Stocks are still down 6 percent from their peak, and oil is near a record high. The dollar, incredibly, is worth only 96 Canadian cents. And house prices will be falling for a long time to come.

Seriously.

As long as the financial system doesn’t have a major meltdown, none of these developments will turn out to be as bad as you think. Some of them are downright welcome.

We found the column glib, callous and misleading, even as a thought experiment.

In November, Leonhardt argued that the downturn was a good thing for those of us not too old or in need of cash:

Stocks are still more expensive today, relative to corporate earnings over the previous decade, than at any time besides the late 1920s and the dot-com boom.

So unless you’re about to retire or sell stock for some other reason, you shouldn’t get too upset about the market’s fall.
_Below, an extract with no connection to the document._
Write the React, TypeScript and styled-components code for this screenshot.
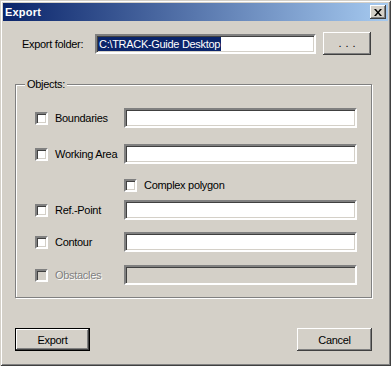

As long as you are planning on more buying than selling over the next decade or two, a market correction is your friend.

Regarding consumer spending, Leonhardt said in November the drop in spending would be a good thing:

[A market correction] is also likely to improve the nation’s long-term economic prospects. The bull market of 1990s, combined with the housing boom, fooled many people into thinking they didn’t need to save money. They evidently figured that their existing assets would continue to soar in value and could serve as their nest egg. Last year, Americans saved only 0.4 percent of their disposable income, down from 7 percent in 1990.

Ten short weeks later, Leonhardt now says these developments may be worse than you and everyone else thought. We must be in that “major meltdown.”

Today he writes:

Consumer spending kept on rising for the last 16 years largely because families tapped into their newfound wealth, often taking out loans to supplement their income. This increase in debt—as a recent study co-written by the vice chairman of the Fed dryly put it—“is not likely to be repeated.” So just as rising asset values cushioned the last two downturns, falling values could aggravate the next one.

In November, we wrote that a more fruitful column would have been the counter-counterintuitive angle, one that fully prepared readers for what’s coming. Leonhardt’s column is a belated step in the right direction.

We’re in a hell of a mess here. There is no clever angle.